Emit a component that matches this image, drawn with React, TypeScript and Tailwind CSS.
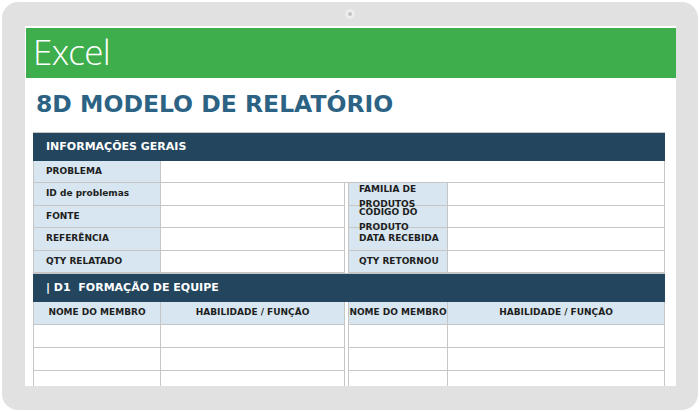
const label = "text-[9px] font-bold text-[#1e1e1e] whitespace-nowrap";
const cell = "h-full border-b border-r border-[#c6c6c6]";
const lab = "bg-[#d7e6f0]";

type InfoRow = { left: string; right?: React.ReactNode; h: string; wrapRight?: boolean };

const infoRows: InfoRow[] = [
  { left: "PROBLEMA", h: "h-[22px]" },
  {
    left: "ID de problemas",
    right: (
      <>
        FAMILIA DE
        <br />
        PRODUTOS
      </>
    ),
    h: "h-[23px]",
    wrapRight: true,
  },
  {
    left: "FONTE",
    right: (
      <>
        CÓDIGO DO
        <br />
        PRODUTO
      </>
    ),
    h: "h-[22px]",
    wrapRight: true,
  },
  { left: "REFERÊNCIA", right: "DATA RECEBIDA", h: "h-[23px]" },
  { left: "QTY RELATADO", right: "QTY RETORNOU", h: "h-[22px]" },
];

function SectionBar({ children, h }: { children: React.ReactNode; h: string }) {
  return (
    <div
      className={`${h} bg-[#23465e] border-t border-[#c6c6c6] flex items-center pl-[13px] text-white text-[11px] font-bold`}
    >
      {children}
    </div>
  );
}

function Row({ row }: { row: InfoRow }) {
  if (!row.right) {
    return (
      <div className={`${row.h} flex`}>
        <div className={`${cell} ${lab} w-[128px] border-l flex items-center pl-[12px] ${label}`}>{row.left}</div>
        <div className={`${cell} flex-1 bg-white`} />
      </div>
    );
  }
  return (
    <div className={`${row.h} flex`}>
      <div className={`${cell} ${lab} w-[128px] border-l flex items-center pl-[12px] ${label}`}>{row.left}</div>
      <div className={`${cell} w-[184px] bg-white`} />
      <div className="w-[3px] h-full bg-white" />
      <div
        className={`${cell} ${lab} w-[100px] border-l flex pl-[10px] ${label} ${
          row.wrapRight ? "items-start leading-[15px]" : "items-center"
        }`}
      >
        <span className={`relative z-10 ${row.wrapRight ? "-mt-[1px]" : ""}`}>{row.right}</span>
      </div>
      <div className={`${cell} flex-1 bg-white`} />
    </div>
  );
}

function MemberRow({ head, h }: { head?: boolean; h: string }) {
  const c = `${cell} ${head ? lab : "bg-white"} flex items-center justify-center ${label}`;
  return (
    <div className={`${h} flex`}>
      <div className={`${c} w-[128px] border-l`}>{head ? "NOME DO MEMBRO" : ""}</div>
      <div className={`${c} w-[184px]`}>{head ? "HABILIDADE / FUNÇÃO" : ""}</div>
      <div className="w-[3px] h-full bg-white" />
      <div className={`${c} w-[100px] border-l`}>{head ? "NOME DO MEMBRO" : ""}</div>
      <div className={`${c} flex-1`}>{head ? "HABILIDADE / FUNÇÃO" : ""}</div>
    </div>
  );
}

export default function App() {
  return (
    <div className="w-[700px] h-[412px] bg-white p-[2px] font-['DejaVu_Sans',sans-serif]">
      <div className="h-full rounded-[16px] bg-[#e1e1e1] flex flex-col">
        <div className="h-[24px] flex items-center justify-center">
          <div className="w-[10px] h-[10px] rounded-full bg-[#ececec] flex items-center justify-center">
            <div className="w-[4px] h-[4px] rounded-full bg-[#c4c4c4]" />
          </div>
        </div>
        <div className="flex-1 ml-[23px] mr-[22px] mb-[24px] bg-white pt-[2px] pl-[1px] overflow-hidden flex flex-col">
          <div className="h-[50px] shrink-0 bg-[#3dae4b] flex items-center pl-[7px]">
            <span className="text-white text-[35px] font-light font-['Open_Sans',sans-serif] leading-none -mt-[3px] tracking-[-0.02em]">
              Excel
            </span>
          </div>
          <div className="h-[54px] shrink-0 flex items-center pl-[10px]">
            <h1 className="text-[23.5px] font-bold text-[#2c6384] leading-none">8D MODELO DE RELATÓRIO</h1>
          </div>
          <div className="ml-[7px] w-[632px] shrink-0">
            <SectionBar h="h-[29px]">INFORMAÇÕES GERAIS</SectionBar>
            {infoRows.map((r) => (
              <Row key={r.left} row={r} />
            ))}
            <SectionBar h="h-[29px]">| D1&nbsp; FORMAÇÃO DE EQUIPE</SectionBar>
            <MemberRow head h="h-[23px]" />
            <MemberRow h="h-[23px]" />
            <MemberRow h="h-[23px]" />
            <MemberRow h="h-[23px]" />
          </div>
        </div>
      </div>
    </div>
  );
}
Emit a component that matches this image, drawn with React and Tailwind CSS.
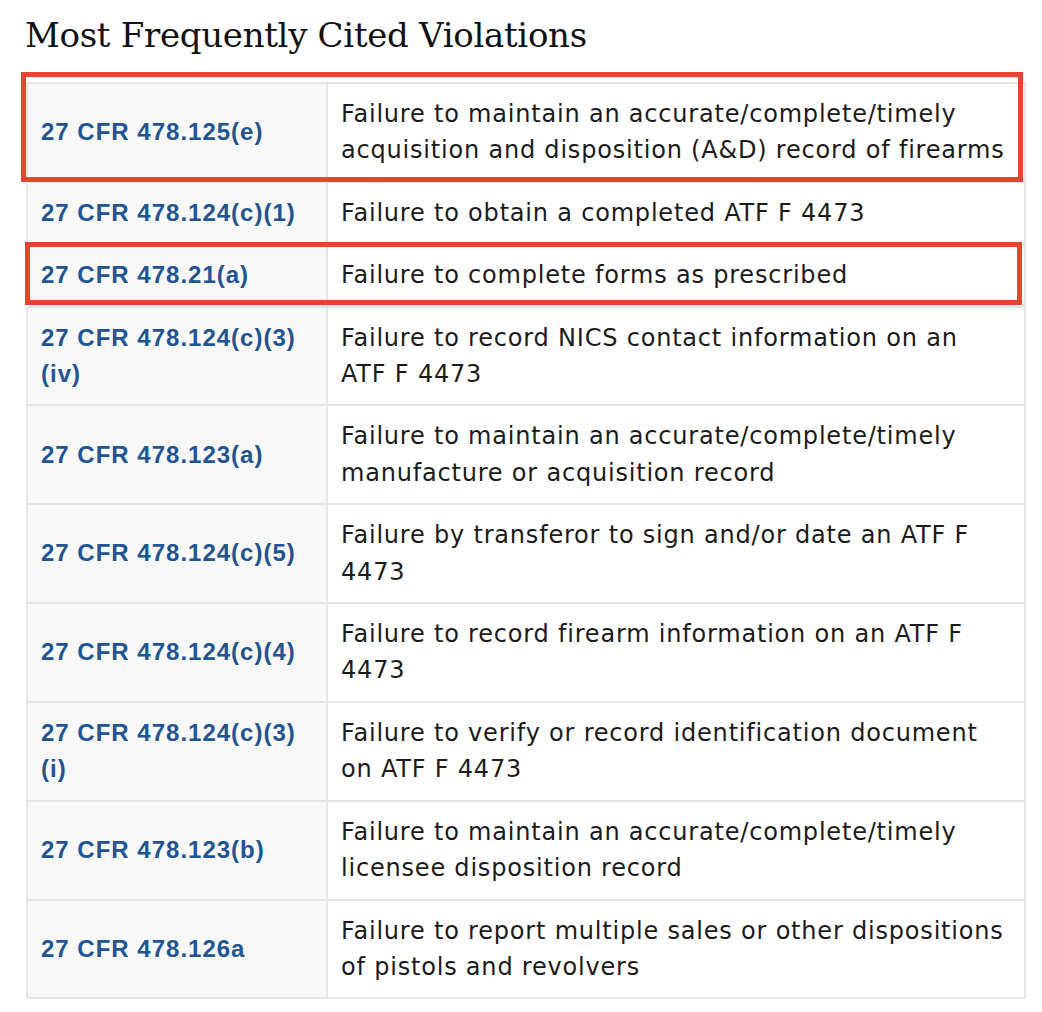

* * * * * * * * *

→ EXERCISE DIRECTIONS
Everything from the first line of the records through the line containing "string; right?: React.ReactNode;" should be reproduced exactly, apart from the pictures.

→ ANSWER IN FULL
Emit a component that matches this image, drawn with React, TypeScript and Tailwind CSS.
const label = "text-[9px] font-bold text-[#1e1e1e] whitespace-nowrap";
const cell = "h-full border-b border-r border-[#c6c6c6]";
const lab = "bg-[#d7e6f0]";

type InfoRow = { left: string; right?: React.ReactNode; h: string; wrapRight?: boolean };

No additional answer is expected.